A principal officer at Mutual of New York for 32 years, Mr. Aanenson received some of his profession's highest managerial honors. He was selected its "Manager of the Year" from a field of 147 before his retirement in 1986.
"That helped me come to peace -- this sounds strange -- with the dealing in death," he later said of his career in life insurance. "You have to choose life over death. I don't mean to be melodramatic about it, but that was the motive."
But the war never entirely left him. He was haunted by the fear that he had once mistakenly fired on Allied troops. The first time he fired on a column of German soldiers along a roadside, the impact of his shells pitched their bodies into the air. He knew he was doing what he was trained to do, "but when I got back home to the base in Normandy and landed, I got sick. I had to think about what I had done. Now that didn't change my resolve for the next day. I went out and did it again. And again and again and again," he said.
He wrote affecting letters to his fiancee, not all of which he mailed. Later in life, after nightmares kept him from sleep, his right hand, the one that controlled the fighter's guns, would not work well enough to hold a coffee cup. Blinding headaches from a wartime concussion plagued him for decades.
Born April 21, 1921, on a 160-acre farm five miles from Luverne, Minn., Quentin Aanenson grew up dreaming of flight. He spent two years at the University of Minnesota, and in the summer of 1941 moved to Seattle, where he got a job at Boeing and attended the University of Washington. Pearl Harbor was attacked in December, and the United States entered World War II.
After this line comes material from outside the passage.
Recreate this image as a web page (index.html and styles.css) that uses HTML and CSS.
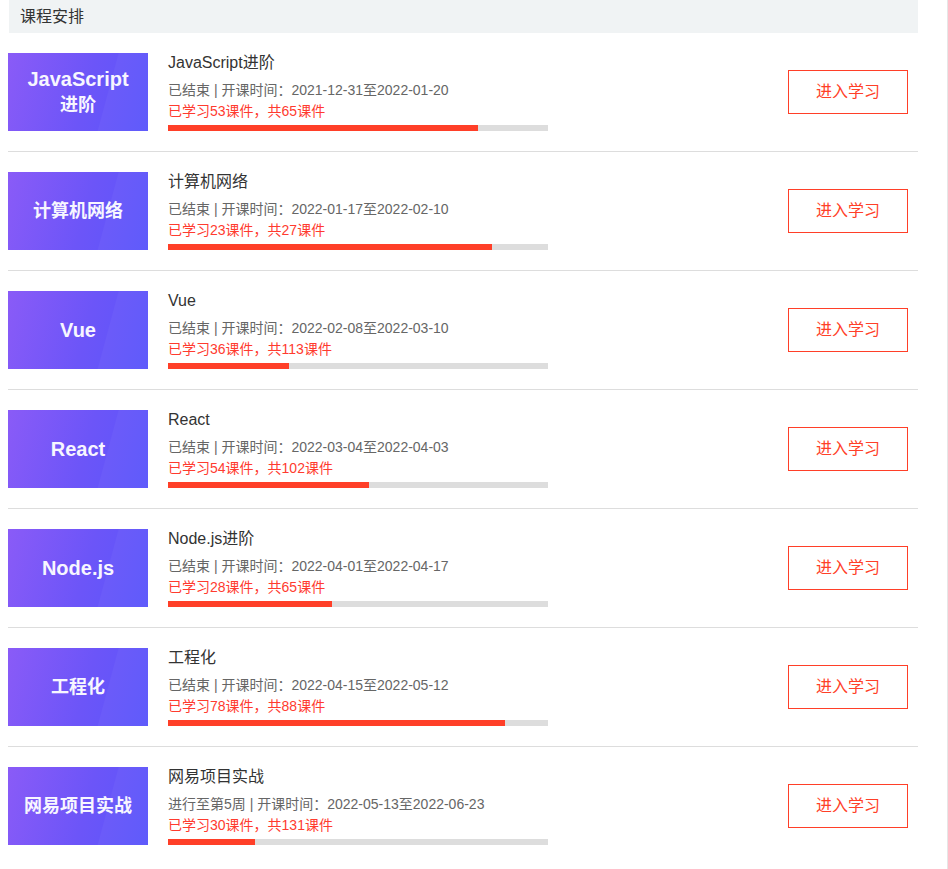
FILE: index.html
```html
<!DOCTYPE html>
<html lang="zh-CN">
<head>
<meta charset="utf-8">
<title>课程安排</title>
<link rel="stylesheet" href="styles.css">
</head>
<body>
<div class="frame">
  <div class="main">
    <div class="section-head">课程安排</div>
    <ul class="course-list">
      <li class="course">
        <div class="thumb"><span class="thumb-text"><span class="lat">JavaScript</span><br><span class="cjk">进阶</span></span></div>
        <div class="info">
          <div class="title">JavaScript进阶</div>
          <div class="meta">已结束 | 开课时间：2021-12-31至2022-01-20</div>
          <div class="progress-text">已学习53课件，共65课件</div>
          <div class="bar"><div class="fill" style="width:81.54%"></div></div>
        </div>
        <a class="btn" href="#">进入学习</a>
      </li>
      <li class="course">
        <div class="thumb"><span class="thumb-text cjk">计算机网络</span></div>
        <div class="info">
          <div class="title">计算机网络</div>
          <div class="meta">已结束 | 开课时间：2022-01-17至2022-02-10</div>
          <div class="progress-text">已学习23课件，共27课件</div>
          <div class="bar"><div class="fill" style="width:85.19%"></div></div>
        </div>
        <a class="btn" href="#">进入学习</a>
      </li>
      <li class="course">
        <div class="thumb"><span class="thumb-text lat">Vue</span></div>
        <div class="info">
          <div class="title">Vue</div>
          <div class="meta">已结束 | 开课时间：2022-02-08至2022-03-10</div>
          <div class="progress-text">已学习36课件，共113课件</div>
          <div class="bar"><div class="fill" style="width:31.86%"></div></div>
        </div>
        <a class="btn" href="#">进入学习</a>
      </li>
      <li class="course">
        <div class="thumb"><span class="thumb-text lat">React</span></div>
        <div class="info">
          <div class="title">React</div>
          <div class="meta">已结束 | 开课时间：2022-03-04至2022-04-03</div>
          <div class="progress-text">已学习54课件，共102课件</div>
          <div class="bar"><div class="fill" style="width:52.94%"></div></div>
        </div>
        <a class="btn" href="#">进入学习</a>
      </li>
      <li class="course">
        <div class="thumb"><span class="thumb-text lat">Node.js</span></div>
        <div class="info">
          <div class="title">Node.js进阶</div>
          <div class="meta">已结束 | 开课时间：2022-04-01至2022-04-17</div>
          <div class="progress-text">已学习28课件，共65课件</div>
          <div class="bar"><div class="fill" style="width:43.08%"></div></div>
        </div>
        <a class="btn" href="#">进入学习</a>
      </li>
      <li class="course">
        <div class="thumb"><span class="thumb-text cjk">工程化</span></div>
        <div class="info">
          <div class="title">工程化</div>
          <div class="meta">已结束 | 开课时间：2022-04-15至2022-05-12</div>
          <div class="progress-text">已学习78课件，共88课件</div>
          <div class="bar"><div class="fill" style="width:88.64%"></div></div>
        </div>
        <a class="btn" href="#">进入学习</a>
      </li>
      <li class="course">
        <div class="thumb"><span class="thumb-text cjk">网易项目实战</span></div>
        <div class="info">
          <div class="title">网易项目实战</div>
          <div class="meta">进行至第5周 | 开课时间：2022-05-13至2022-06-23</div>
          <div class="progress-text">已学习30课件，共131课件</div>
          <div class="bar"><div class="fill" style="width:22.9%"></div></div>
        </div>
        <a class="btn" href="#">进入学习</a>
      </li>
    </ul>
  </div>
</div>
</body>
</html>
```

FILE: styles.css
```css
html, body {
  margin: 0;
  padding: 0;
  background: #fff;
}

body {
  font-family: "Liberation Sans", "Noto Sans CJK SC", sans-serif;
  color: #333;
}

.frame {
  width: 947px;
  min-height: 100vh;
  border-right: 1px solid #e6e6e6;
}

.main {
  width: 910px;
  margin-left: 8px;
}

.section-head {
  margin-left: 1px;
  height: 33px;
  line-height: 33px;
  padding-left: 11px;
  background: #f0f3f4;
  font-size: 16px;
  color: #333;
}

.course-list {
  list-style: none;
  margin: 0;
  padding: 0;
}

.course {
  display: flex;
  align-items: center;
  padding: 20px 10px 20px 0;
  border-bottom: 1px solid #dddddd;
}

.course:last-child {
  border-bottom: none;
}

.thumb {
  position: relative;
  width: 140px;
  height: 78px;
  flex: none;
  display: flex;
  align-items: center;
  justify-content: center;
  background: linear-gradient(105deg, #8a5bf7 0%, #6c55f8 55%, #5a55fb 100%);
  overflow: hidden;
}

.thumb::after {
  content: "";
  position: absolute;
  inset: 0;
  background: rgba(255, 255, 255, 0.035);
  clip-path: polygon(79% 0, 100% 0, 100% 100%, 64% 100%);
}

.thumb-text {
  position: relative;
  z-index: 1;
  color: #f7f6ff;
  font-weight: bold;
  text-align: center;
  line-height: 24px;
}

.lat {
  font-size: 20px;
}

.cjk {
  font-size: 18px;
}

.info {
  flex: 1;
  margin-left: 20px;
  display: flex;
  flex-direction: column;
}

.title {
  font-size: 16px;
  line-height: 20px;
  color: #333;
}

.meta {
  margin-top: 7px;
  font-size: 14px;
  line-height: 20px;
  color: #666;
}

.progress-text {
  margin-top: 1px;
  font-size: 14px;
  line-height: 20px;
  color: #ff3b2f;
}

.bar {
  margin-top: 4px;
  width: 380px;
  height: 6px;
  background: #dddddd;
}

.fill {
  height: 100%;
  background: #ff3f28;
}

.btn {
  flex: none;
  width: 118px;
  height: 42px;
  border: 1px solid #ff3f28;
  color: #ff3f28;
  font-size: 16px;
  line-height: 42px;
  text-align: center;
  text-decoration: none;
}
```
Although Mr. Aanenson had hoped to become a pilot, he was disqualified because of colorblindness. But he took the eye test enough times to memorize it, and by 1943 was accepted into the U.S. Army Air Forces. After flight training and fighter pilot training, he was sent to England. His first combat mission was June 4, 1944, flying his P-47 Thunderbolt to Normandy, where he was among those who attacked the German positions behind Pointe du Hoc in advance of the Allies' landing.
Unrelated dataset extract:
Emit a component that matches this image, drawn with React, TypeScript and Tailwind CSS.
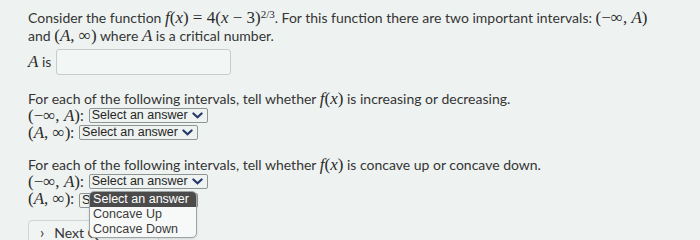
import type { ReactNode } from "react";

const mathFont = { fontFamily: '"Liberation Serif", "DejaVu Serif", serif' };
const selectFont = { fontFamily: '"Liberation Sans", Arial, sans-serif' };

function M({ children }: { children: ReactNode }): JSX.Element {
  return (
    <span className="text-[17px] text-[#2a2a2a]" style={mathFont}>
      {children}
    </span>
  );
}

function I({ children }: { children: ReactNode }): JSX.Element {
  return <i>{children}</i>;
}

function Chevron(): JSX.Element {
  return (
    <svg width="11" height="7" viewBox="0 0 11 7" className="shrink-0">
      <path d="M1.4 1.4 5.5 5.3 9.6 1.4" fill="none" stroke="#25386a" strokeWidth="2.1" strokeLinecap="round" />
    </svg>
  );
}

function SelectBox(): JSX.Element {
  return (
    <span
      className="inline-flex h-[15px] items-center gap-[4px] rounded-[2px] border border-[#8e9593] bg-[#eef2f0] pl-[2px] pr-[4px] text-[12.5px] leading-none text-[#262626]"
      style={selectFont}
    >
      Select an answer
      <Chevron />
    </span>
  );
}

function Row({ label, children }: { label: ReactNode; children: ReactNode }): JSX.Element {
  return (
    <div className="flex h-[17px] items-center gap-[5px]">
      <span className="leading-none">
        {label}
        <span className="text-[15px]">:</span>
      </span>
      {children}
    </div>
  );
}

export default function App(): JSX.Element {
  return (
    <div
      className="h-[240px] w-[700px] overflow-hidden bg-[#eef3f1] pl-7 pt-[9px] text-[14px] text-[#353535]"
      style={{ fontFamily: 'Lato, "Open Sans", sans-serif' }}
    >
      <p className="leading-[18px]">
        Consider the function{" "}
        <M>
          <I>f</I>(<I>x</I>) = 4(<I>x</I> − 3)
          <sup className="text-[11px]">2/3</sup>
        </M>
        . For this function there are two important intervals:{" "}
        <M>
          (−∞, <I>A</I>)
        </M>
        <br />
        and{" "}
        <M>
          (<I>A</I>, ∞)
        </M>{" "}
        where{" "}
        <M>
          <I>A</I>
        </M>{" "}
        is a critical number.
      </p>

      <div className="mt-[4px] flex items-center gap-[5px]">
        <span>
          <M>
            <I>A</I>
          </M>{" "}
          is
        </span>
        <div className="h-[26px] w-[175px] rounded-[3px] border border-[#c6cdcb] bg-[#f2f6f4]" />
      </div>

      <p className="mt-[15px] leading-[17px]">
        For each of the following intervals, tell whether{" "}
        <M>
          <I>f</I>(<I>x</I>)
        </M>{" "}
        is increasing or decreasing.
      </p>
      <Row
        label={
          <M>
            (−∞, <I>A</I>)
          </M>
        }
      >
        <SelectBox />
      </Row>
      <Row
        label={
          <M>
            (<I>A</I>, ∞)
          </M>
        }
      >
        <SelectBox />
      </Row>

      <p className="mt-[15px] leading-[17px]">
        For each of the following intervals, tell whether{" "}
        <M>
          <I>f</I>(<I>x</I>)
        </M>{" "}
        is concave up or concave down.
      </p>
      <Row
        label={
          <M>
            (−∞, <I>A</I>)
          </M>
        }
      >
        <SelectBox />
      </Row>
      <Row
        label={
          <M>
            (<I>A</I>, ∞)
          </M>
        }
      >
        <span className="relative">
          <SelectBox />
          <div
            className="absolute left-[10px] top-[3px] z-10 w-[108px] overflow-hidden rounded-[5px] border border-[#9ea4a6] bg-[#f7f8f8] text-[12.5px] leading-[15px] text-[#3a3a3a] shadow-sm"
            style={selectFont}
          >
            <div className="bg-[#4b4b4b] px-[3px] text-white">Select an answer</div>
            <div className="px-[3px]">Concave Up</div>
            <div className="px-[3px]">Concave Down</div>
          </div>
        </span>
      </Row>

      <div className="mt-[13px] inline-flex h-[24px] items-center gap-[10px] rounded-[4px] border border-[#cfd6d4] bg-[#f0f4f2] pl-[11px] pr-[14px] text-[14px] text-[#353535]">
        <span className="text-[15px] leading-none">›</span>
        <span>Next Question</span>
      </div>
    </div>
  );
}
Almost a year of vicious combat awaited him. In July 1944 over Rouen, France, he took a direct hit from an antiaircraft shell that failed to explode. On Aug. 3, 1944, on a mission over Vire, France, his plane was hit by flak and caught fire. Unable to bail out, he dived straight toward the earth, and the high-speed plunge extinguished the flames. He managed to line up with a nearby runway and crash-landed, blowing a tire, damaging the landing gear and spinning the fighter around until it broke in two. Mr. Aanenson dislocated his shoulder, cracked three ribs and whacked his skull against the gunsight. He was pulled, unconscious, from the wreckage. Ninety minutes later, a photographer for Picture Post, a prominent English photojournalistic magazine, captured the bruised and battered pilot beside his collapsed fighter.
As soon as he recovered, he flew again. During the Battle of the Bulge, he coordinated close air support on the ground. For 36 hours, he and his radio man were trapped behind enemy lines in the Ardennes.
After the war ended, he graduated from Louisiana State University and joined the life insurance company where he spent his entire career. He moved to Bethesda in 1956 and had lived in the same house since then.
Among his military awards were the Distinguished Flying Cross, the Purple Heart and the Air Medal with nine oak leaf clusters. Fifty years after the liberation of France, Mr. Aanenson was made a commander of the Legion of Honor, an honor he accepted, he said, on behalf of all American pilots, living and dead, who served in the war. His home town renamed its airport Quentin C. Aanenson Field.
Survivors include his wife of 63 years, Jacqueline G. Aanenson of Bethesda; three children, Vicki J. Murphy of Ellicott City, Jerry L. Aanenson of Boyds and Debra D. Pyers of Chicago; a brother; a sister; and nine grandchildren.
He told The Washington Post in 2007 that he considered himself "just damn lucky."
"It's hard to understand why the guy next to you was blown apart and why you're able to go on to have a wonderful life," he said. "There's a sense of responsibility we assume, or should assume. I tried to make a contribution, to my family, to the business world, to live with high ethical standards . . . not to waste this life, to do something that counts in a positive way. . . . I tried to live with purpose."